Li Yan, 28, an assistant manager at a Beijing-based Japanese cosmetics company, still remembers her first DIY (do it yourself) tour of Hebei Province in the summer of 1999.

"It was the last summer vacation in high school. My friends and I planned to go traveling before we entered university," Li told Beijing Review. "The conventional path in China for traveling was to find a travel agency that would arrange the itinerary, accommodation and transportation; all you had to do was pay the bill. We thought we were mature enough to try the DIY tour, so we chose nearby Hebei as our destination."

Li and her friends got on a train and spent a whole week in Qinhuangdao, a coastal city located some 300 km east of Beijing.

"We enjoyed the sunshine, the beach, the seafood and the Great Wall," Li recalled. "It was a refreshing and relaxing travel experience, because we didn't have to follow the tour guide all the time and rush to take pictures at scenic spots."

"I think the core value of traveling is relaxation rather than only sightseeing," she added.

Li's view was echoed by Lu Li, spokeswoman for the Hebei Provincial Tourism Bureau.

"Leisure travel is what we have been promoting in recent years. It is sort of a DIY or family get-together tour, which may consist of gourmet cuisine, shopping, spa and massage, sports and entertainment, and so forth," said Lu. "It is more than sightseeing."

The provincial government launched a program to promote leisure travel in the Beijing-Tianjin belt zone in July 2008.

"Hebei completely surrounds Beijing and Tianjin municipalities (which also border each other). The belt zone covers seven cities and 50 counties--more than half of the province's total area--that are within a 2-hour drive of Beijing or Tianjin," Lu explained.

"The belt zone can be seen as a hub; surrounding provinces and countries like Russia, the Republic of Korea, Mongolia and Japan can be seen as spokes. There will be an expanded tourism network in the area," she added.

Popular destinations in Hebei include the Ming Great Wall, the Beidaihe beach resort, Chengde Mountain Resort and outlying temples. New leisure travel destinations including hot spring resorts, ski parks, golf courses and equestrian parks have been under construction in cities and counties across Hebei, Lu said. More than 100 new destinations will open by 2012.

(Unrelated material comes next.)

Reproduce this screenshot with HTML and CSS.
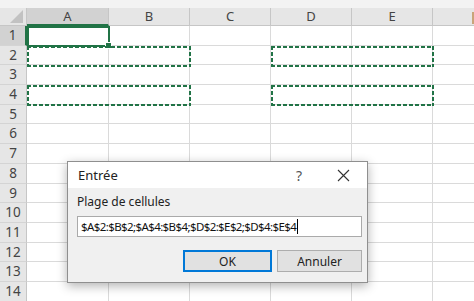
FILE: index.html
```html
<!DOCTYPE html>
<html lang="fr">
<head>
    <meta charset="UTF-8">
    <meta name="viewport" content="width=device-width, initial-scale=1.0">
    <title>Entrée</title>
    <link rel="stylesheet" href="styles.css">
</head>
<body>

    <div class="window">
        <!-- Bande au-dessus des en-têtes -->
        <div class="top-strip"></div>

        <!-- Feuille de calcul -->
        <div class="sheet">
            <div class="corner"><span class="corner-tri"></span></div>
            <div class="col-head active">A</div>
            <div class="col-head">B</div>
            <div class="col-head">C</div>
            <div class="col-head">D</div>
            <div class="col-head">E</div>
            <div class="col-head last"></div>

            <div class="row-head active">1</div><div class="cell"></div><div class="cell"></div><div class="cell"></div><div class="cell"></div><div class="cell"></div><div class="cell last"></div>
            <div class="row-head">2</div><div class="cell"></div><div class="cell"></div><div class="cell"></div><div class="cell"></div><div class="cell"></div><div class="cell last"></div>
            <div class="row-head">3</div><div class="cell"></div><div class="cell"></div><div class="cell"></div><div class="cell"></div><div class="cell"></div><div class="cell last"></div>
            <div class="row-head">4</div><div class="cell"></div><div class="cell"></div><div class="cell"></div><div class="cell"></div><div class="cell"></div><div class="cell last"></div>
            <div class="row-head">5</div><div class="cell"></div><div class="cell"></div><div class="cell"></div><div class="cell"></div><div class="cell"></div><div class="cell last"></div>
            <div class="row-head">6</div><div class="cell"></div><div class="cell"></div><div class="cell"></div><div class="cell"></div><div class="cell"></div><div class="cell last"></div>
            <div class="row-head">7</div><div class="cell"></div><div class="cell"></div><div class="cell"></div><div class="cell"></div><div class="cell"></div><div class="cell last"></div>
            <div class="row-head">8</div><div class="cell"></div><div class="cell"></div><div class="cell"></div><div class="cell"></div><div class="cell"></div><div class="cell last"></div>
            <div class="row-head">9</div><div class="cell"></div><div class="cell"></div><div class="cell"></div><div class="cell"></div><div class="cell"></div><div class="cell last"></div>
            <div class="row-head">10</div><div class="cell"></div><div class="cell"></div><div class="cell"></div><div class="cell"></div><div class="cell"></div><div class="cell last"></div>
            <div class="row-head">11</div><div class="cell"></div><div class="cell"></div><div class="cell"></div><div class="cell"></div><div class="cell"></div><div class="cell last"></div>
            <div class="row-head">12</div><div class="cell"></div><div class="cell"></div><div class="cell"></div><div class="cell"></div><div class="cell"></div><div class="cell last"></div>
            <div class="row-head">13</div><div class="cell"></div><div class="cell"></div><div class="cell"></div><div class="cell"></div><div class="cell"></div><div class="cell last"></div>
            <div class="row-head">14</div><div class="cell"></div><div class="cell"></div><div class="cell"></div><div class="cell"></div><div class="cell"></div><div class="cell last"></div>
        </div>

        <!-- Cellule active et plages copiées -->
        <div class="active-cell"><span class="handle"></span></div>
        <div class="marquee m-ab2"></div>
        <div class="marquee m-ab4"></div>
        <div class="marquee m-de2"></div>
        <div class="marquee m-de4"></div>
        <div class="edge-mark"></div>

        <!-- Boîte de dialogue -->
        <div class="dialog">
            <div class="dialog-title">
                <span class="title-text">Entrée</span>
                <span class="title-help">?</span>
                <svg class="title-close" width="13" height="13" viewBox="0 0 13 13">
                    <path d="M1 1 L12 12 M12 1 L1 12" stroke="#333" stroke-width="1.1" fill="none"/>
                </svg>
            </div>
            <div class="dialog-body">
                <div class="field-label">Plage de cellules</div>
                <div class="field-input"><span class="caret">$A$2:$B$2;$A$4:$B$4;$D$2:$E$2;$D$4:$E$4</span></div>
                <div class="dialog-buttons">
                    <button class="btn btn-default">OK</button>
                    <button class="btn">Annuler</button>
                </div>
            </div>
        </div>
    </div>

</body>
</html>
```

FILE: styles.css
```css
/* Fenêtre */
body {
    margin: 0;
    background: #ffffff;
    font-family: "Noto Sans", "Open Sans", sans-serif;
    overflow: hidden;
}

.window {
    position: relative;
    width: 474px;
    height: 301px;
    overflow: hidden;
}

.top-strip {
    height: 8px;
    background: #f3f3f3;
}

/* Grille */
.sheet {
    display: grid;
    grid-template-columns: 27px 82px 81px 81px 81px 81px 41px;
    grid-template-rows: 18px repeat(14, 19.7px);
}

.corner {
    position: relative;
    background: #e6e6e6;
    border-right: 1px solid #c6c6c6;
    border-bottom: 1px solid #c6c6c6;
}

.corner-tri {
    position: absolute;
    right: 3px;
    bottom: 2px;
    width: 0;
    height: 0;
    border-left: 13px solid transparent;
    border-bottom: 13px solid #c2c2c2;
}

.col-head {
    background: #e6e6e6;
    border-right: 1px solid #c6c6c6;
    border-bottom: 1px solid #c6c6c6;
    color: #444;
    font-size: 13px;
    line-height: 17px;
    text-align: center;
}

.col-head.active {
    background: #d2d2d2;
    border-bottom: 2px solid #217346;
    line-height: 16px;
}

.col-head.last {
    border-right: none;
}

.row-head {
    background: #e6e6e6;
    border-right: 1px solid #c6c6c6;
    border-bottom: 1px solid #d4d4d4;
    color: #444;
    font-size: 13.5px;
    line-height: 18px;
    text-align: center;
}

.row-head.active {
    background: #d2d2d2;
    border-right: 2px solid #217346;
}

.cell {
    border-right: 1px solid #dadada;
    border-bottom: 1px solid #dadada;
}

.cell.last {
    border-right: none;
}

/* Sélections */
.active-cell {
    position: absolute;
    left: 27px;
    top: 26px;
    width: 83px;
    height: 21px;
    box-sizing: border-box;
    border: 2px solid #217346;
}

.handle {
    position: absolute;
    right: -4px;
    bottom: -4px;
    width: 5px;
    height: 5px;
    background: #217346;
    border: 1px solid #fff;
}

/* Bordure pointillée (copie) */
.marquee {
    position: absolute;
    background:
        repeating-linear-gradient(90deg, #217346 0 4px, transparent 4px 6px) top / 100% 2px no-repeat,
        repeating-linear-gradient(90deg, #217346 0 4px, transparent 4px 6px) bottom / 100% 2px no-repeat,
        repeating-linear-gradient(180deg, #217346 0 4px, transparent 4px 6px) left / 2px 100% no-repeat,
        repeating-linear-gradient(180deg, #217346 0 4px, transparent 4px 6px) right / 2px 100% no-repeat;
}

.m-ab2 { left: 27px; top: 46px; width: 164px; height: 21px; }
.m-ab4 { left: 27px; top: 85px; width: 164px; height: 21px; }
.m-de2 { left: 271px; top: 46px; width: 163px; height: 21px; }
.m-de4 { left: 271px; top: 85px; width: 163px; height: 21px; }

.edge-mark {
    position: absolute;
    right: 0;
    top: 12px;
    width: 2px;
    height: 12px;
    background: #c9a47a;
}

/* Boîte de dialogue */
.dialog {
    position: absolute;
    left: 67px;
    top: 161px;
    width: 301px;
    height: 122px;
    box-sizing: border-box;
    border: 1px solid #8f8f8f;
    background: #f0f0f0;
    box-shadow: 0 3px 10px rgba(0, 0, 0, 0.3);
    display: flex;
    flex-direction: column;
}

.dialog-title {
    height: 26px;
    background: #ffffff;
    display: flex;
    align-items: center;
    padding: 0 0 0 10px;
    color: #222;
}

.title-text {
    font-size: 13px;
    flex: 1;
}

.title-help {
    font-size: 14px;
    color: #555;
    margin-right: 35px;
}

.title-close {
    margin-right: 17px;
}

.dialog-body {
    flex: 1;
    padding: 6px 5px 0 9px;
}

.field-label {
    font-size: 12px;
    color: #222;
    line-height: 16px;
}

.field-input {
    margin-top: 6px;
    height: 21px;
    box-sizing: border-box;
    background: #fff;
    border: 1px solid #aaaaaa;
    font-size: 11.5px;
    letter-spacing: -0.6px;
    line-height: 19px;
    padding-left: 3px;
    color: #111;
    white-space: nowrap;
}

.caret {
    border-right: 1px solid #000;
    padding-right: 1px;
}

.dialog-buttons {
    display: flex;
    justify-content: flex-end;
    gap: 5px;
    margin-top: 13px;
}

.btn {
    height: 22px;
    width: 85px;
    box-sizing: border-box;
    background: #e1e1e1;
    border: 1px solid #adadad;
    font-family: "Noto Sans", "Open Sans", sans-serif;
    font-size: 12px;
    color: #222;
    padding: 0;
}

.btn-default {
    width: 89px;
    border: 2px solid #0078d7;
}
```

Transportation will also be more convenient, as Hebei signed a tourism cooperation agreement with eight surrounding municipalities and provinces in early December. The agreement exempts tourist vehicles over 45 seats from paying area tolls.

Statistics from the provincial tourism bureau show that 101 million people from home and abroad visited Hebei in 2007, generating 58 billion yuan ($8.3 billion) in revenue, an increase of 13.9 percent over the previous year.

"Hebei's GDP in the first three quarters of this year hit 1.18 trillion yuan ($169 billion)," Lu said. "Tourism, one of the pillar industries, will account for more than 8 percent of the province's GDP by 2020, compared with the current 4.2 percent. Leisure travel in the Beijing-Tianjin belt zone will account for 80 percent of total tourism revenue."